Andrei’s frequent sound-based exclamations are of particular musical interest. Loitering beneath a running drainpipe, drops of water quench Andrei’s thorny, parched neck. He moans in satisfaction: “Oooo…nice, down below…/ Oh, Veronica, Veronica / Ooo…cool…delicious.…” In the score, passages such as these present a robust opportunity to explore the more extended features of the human voice. Here, the singer’s “oos,” punctuated by delirious fits-and-starts on the bass clarinet, will melodically imitate the grotesque contortions of the accompanying instruments with intoxicated giddiness.
Another substantial feature of the score takes its inspiration from Andrei’s abundant extraterrestrial descriptions of earthly imagery. Andrei recalls his first encounter with Earth: “The air was wrong, the light was wrong / the gravity was unfamiliar. / A moon was burning in the sky, huge and yellow, but just one moon.” In order to invest a degree of this disorienting sensation into the opera, I devised a texture of vast “sound clouds”: slowly evolving masses of sustained (or subtly oscillating) pitches in the ensemble that, on occasion, dramatically shift in register and volume.
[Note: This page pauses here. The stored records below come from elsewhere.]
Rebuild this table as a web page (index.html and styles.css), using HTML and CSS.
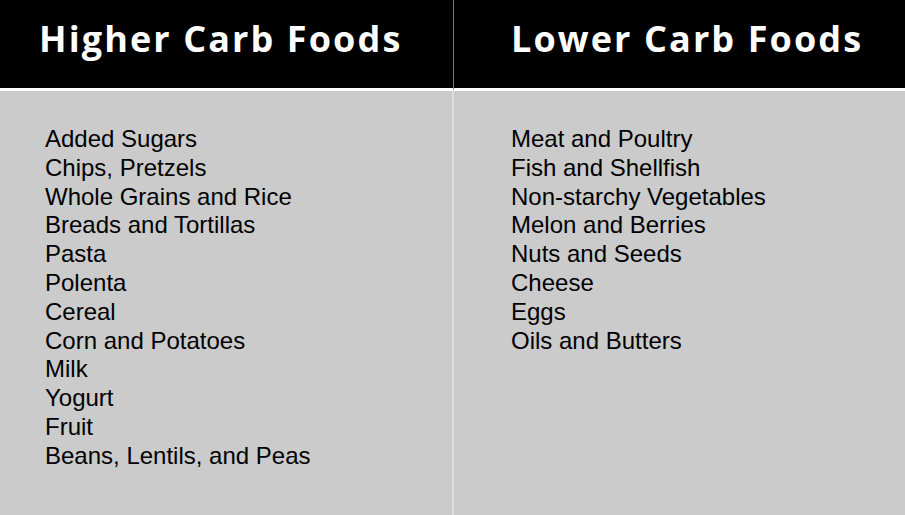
FILE: index.html
```html
<!DOCTYPE html>
<html>
<head>
<meta charset="utf-8">
<link rel="stylesheet" href="styles.css">
</head>
<body>
<div class="table">
  <div class="col left">
    <div class="head"><h2>Higher Carb Foods</h2></div>
    <ul class="list">
      <li>Added Sugars</li>
      <li>Chips, Pretzels</li>
      <li>Whole Grains and Rice</li>
      <li>Breads and Tortillas</li>
      <li>Pasta</li>
      <li>Polenta</li>
      <li>Cereal</li>
      <li>Corn and Potatoes</li>
      <li>Milk</li>
      <li>Yogurt</li>
      <li>Fruit</li>
      <li>Beans, Lentils, and Peas</li>
    </ul>
  </div>
  <div class="col right">
    <div class="head"><h2>Lower Carb Foods</h2></div>
    <ul class="list">
      <li>Meat and Poultry</li>
      <li>Fish and Shellfish</li>
      <li>Non-starchy Vegetables</li>
      <li>Melon and Berries</li>
      <li>Nuts and Seeds</li>
      <li>Cheese</li>
      <li>Eggs</li>
      <li>Oils and Butters</li>
    </ul>
  </div>
</div>
</body>
</html>
```
FILE: styles.css
```css
html, body {
  margin: 0;
  padding: 0;
  background: #cbcbcb;
}
.table {
  display: grid;
  grid-template-columns: 454px 1fr;
  height: 515px;
  width: 905px;
}
.col {
  display: flex;
  flex-direction: column;
}
.left {
  border-right: 2px solid #dcdcdc;
}
.head {
  height: 88px;
  background: #000;
  border-bottom: 3px solid #fff;
  display: flex;
  align-items: center;
}
.left .head {
  margin-right: -2px;
  border-right: 1px solid #777;
}
.head h2 {
  margin: 0;
  color: #fff;
  font-family: "Open Sans", sans-serif;
  font-weight: 700;
  font-size: 36px;
  letter-spacing: 2.1px;
  line-height: 1;
  padding-bottom: 10px;
}
.left .head h2 { padding-left: 39px; }
.right .head h2 { padding-left: 57px; }
.list {
  list-style: none;
  margin: 0;
  padding: 34px 0 0 0;
  font-family: "Liberation Sans", Arial, sans-serif;
  font-size: 24px;
  line-height: 28.8px;
  color: #000;
}
.left .list { padding-left: 45px; }
.right .list { padding-left: 57px; }
```
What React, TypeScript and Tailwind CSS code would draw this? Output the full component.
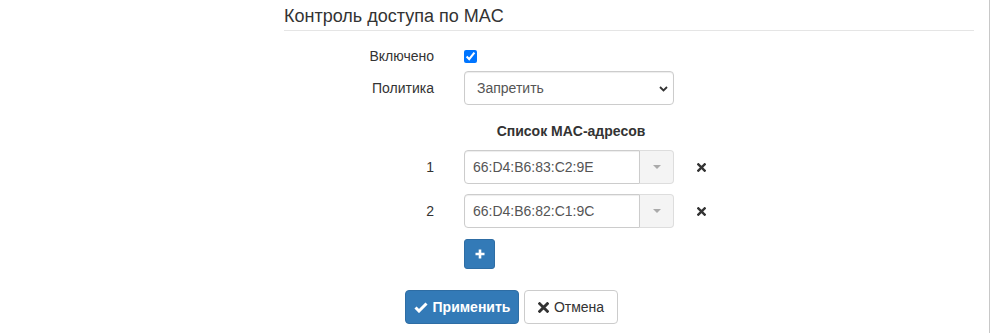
import React from 'react';

const macs = ['66:D4:B6:83:C2:9E', '66:D4:B6:82:C1:9C'];

const RemoveIcon = ({ size = 9 }: { size?: number }) => (
  <svg width={size} height={size} viewBox="0 0 10 10">
    <path d="M1.5 1.5 L8.5 8.5 M8.5 1.5 L1.5 8.5" stroke="currentColor" strokeWidth="2.6" strokeLinecap="square" />
  </svg>
);

const App: React.FC = () => {
  return (
    <div className="h-[333px] w-[990px] bg-white border-r border-[#c8c8c8] pl-[284px] pr-[15px] font-['Liberation_Sans',Arial,sans-serif] text-[14px] text-[#333]">
      {/* Heading */}
      <h4 className="pt-[6px] pb-[4px] text-[18px] leading-[20px] border-b border-[#e5e5e5]">
        Контроль доступа по MAC
      </h4>

      {/* Enabled */}
      <div className="mt-[13px] flex h-[24px] items-center gap-[30px]">
        <label className="w-[150px] text-right">Включено</label>
        <input type="checkbox" checked readOnly className="m-0 h-[13px] w-[13px] accent-[#0075ff]" />
      </div>

      {/* Policy */}
      <div className="mt-[3px] flex h-[34px] items-center gap-[30px]">
        <label className="w-[150px] text-right">Политика</label>
        <div className="relative w-[210px]">
          <select
            defaultValue="deny"
            className="h-[34px] w-full appearance-none rounded-[4px] border border-[#ccc] bg-white px-[12px] text-[14px] text-[#555] shadow-[inset_0_1px_1px_rgba(0,0,0,0.075)]"
          >
            <option value="deny">Запретить</option>
            <option value="allow">Разрешить</option>
          </select>
          <svg className="pointer-events-none absolute right-[6px] top-[15px]" width="9" height="6" viewBox="0 0 9 6">
            <path d="M1 1 L4.5 4.5 L8 1" fill="none" stroke="#333" strokeWidth="1.8" />
          </svg>
        </div>
      </div>

      {/* MAC list title */}
      <div className="mt-[16px] flex h-[20px] items-center gap-[30px]">
        <div className="w-[150px]" />
        <div className="w-[210px] pl-[4px] text-center font-bold leading-[20px]">Список MAC-адресов</div>
      </div>

      {/* MAC rows */}
      <div className="mt-[9px] flex flex-col gap-[10px]">
        {macs.map((mac, i) => (
          <div key={mac} className="flex h-[34px] items-center gap-[30px]">
            <label className="w-[150px] text-right">{i + 1}</label>
            <div className="flex w-[210px]">
              <input
                type="text"
                value={mac}
                readOnly
                className="h-[34px] w-[176px] rounded-l-[4px] border border-[#ccc] bg-white px-[8px] text-[14px] text-[#555] shadow-[inset_0_1px_1px_rgba(0,0,0,0.075)] outline-none"
              />
              <div className="flex h-[34px] w-[34px] items-center justify-center rounded-r-[4px] border border-l-0 border-[#ddd] bg-[#f4f4f4]">
                <span className="h-0 w-0 border-x-[4px] border-t-[4px] border-x-transparent border-t-[#aaa]" />
              </div>
            </div>
            <button className="ml-[-7px] text-[#333]">
              <RemoveIcon />
            </button>
          </div>
        ))}
      </div>

      {/* Add */}
      <div className="mt-[11px] flex gap-[30px]">
        <div className="w-[150px]" />
        <button className="flex h-[30px] w-[31px] items-center justify-center rounded-[3px] border border-[#2e6da4] bg-[#337ab7] text-white">
          <svg width="10" height="10" viewBox="0 0 10 10">
            <path d="M5 0.5 V9.5 M0.5 5 H9.5" stroke="currentColor" strokeWidth="2.6" />
          </svg>
        </button>
      </div>

      {/* Actions */}
      <div className="ml-[121px] mt-[21px] flex gap-[5px]">
        <button className="flex h-[34px] w-[114px] items-center justify-center gap-[5px] rounded-[4px] border border-[#2e6da4] bg-[#337ab7] font-bold text-white">
          <svg width="14" height="11" viewBox="0 0 14 11">
            <path d="M1.5 5.5 L5 9 L12.5 1.5" fill="none" stroke="currentColor" strokeWidth="3" />
          </svg>
          Применить
        </button>
        <button className="flex h-[34px] w-[94px] items-center justify-center gap-[5px] rounded-[4px] border border-[#ccc] bg-white text-[#333]">
          <RemoveIcon size={11} />
          Отмена
        </button>
      </div>
    </div>
  );
};

export default App;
Occasional lapses into such “atmospheric” writing will create a satisfying contrast to frequent frenetic episodes, often instigated by Veronica, who, at the end of scene two, in a last-ditch attempt to satisfy her sexual needs, “catapults onto the bed and thrashes like a fish out of water.” The boisterous orgy of stratified melodies and musical sirens that animates Veronica’s writhing will place the listener somewhere between a Dixieland-jazz set on double-time and a front-row seat at the Sputnik launch.
In essence, therefore, in my score I have attempted to employ a constellation of idioms, musical gestures, and a Technicolor harmonic fabric that animate the vibrant events of the story while alluding to Sinyavsky’s deeper message—a message, current as tomorrow’s headlines, that has riveted me though I am 5,000 miles from its source and five decades from its inception.
(Kolonosky, Walter. Literary Insinuations. New York, NY: Lexington Books. 2003.)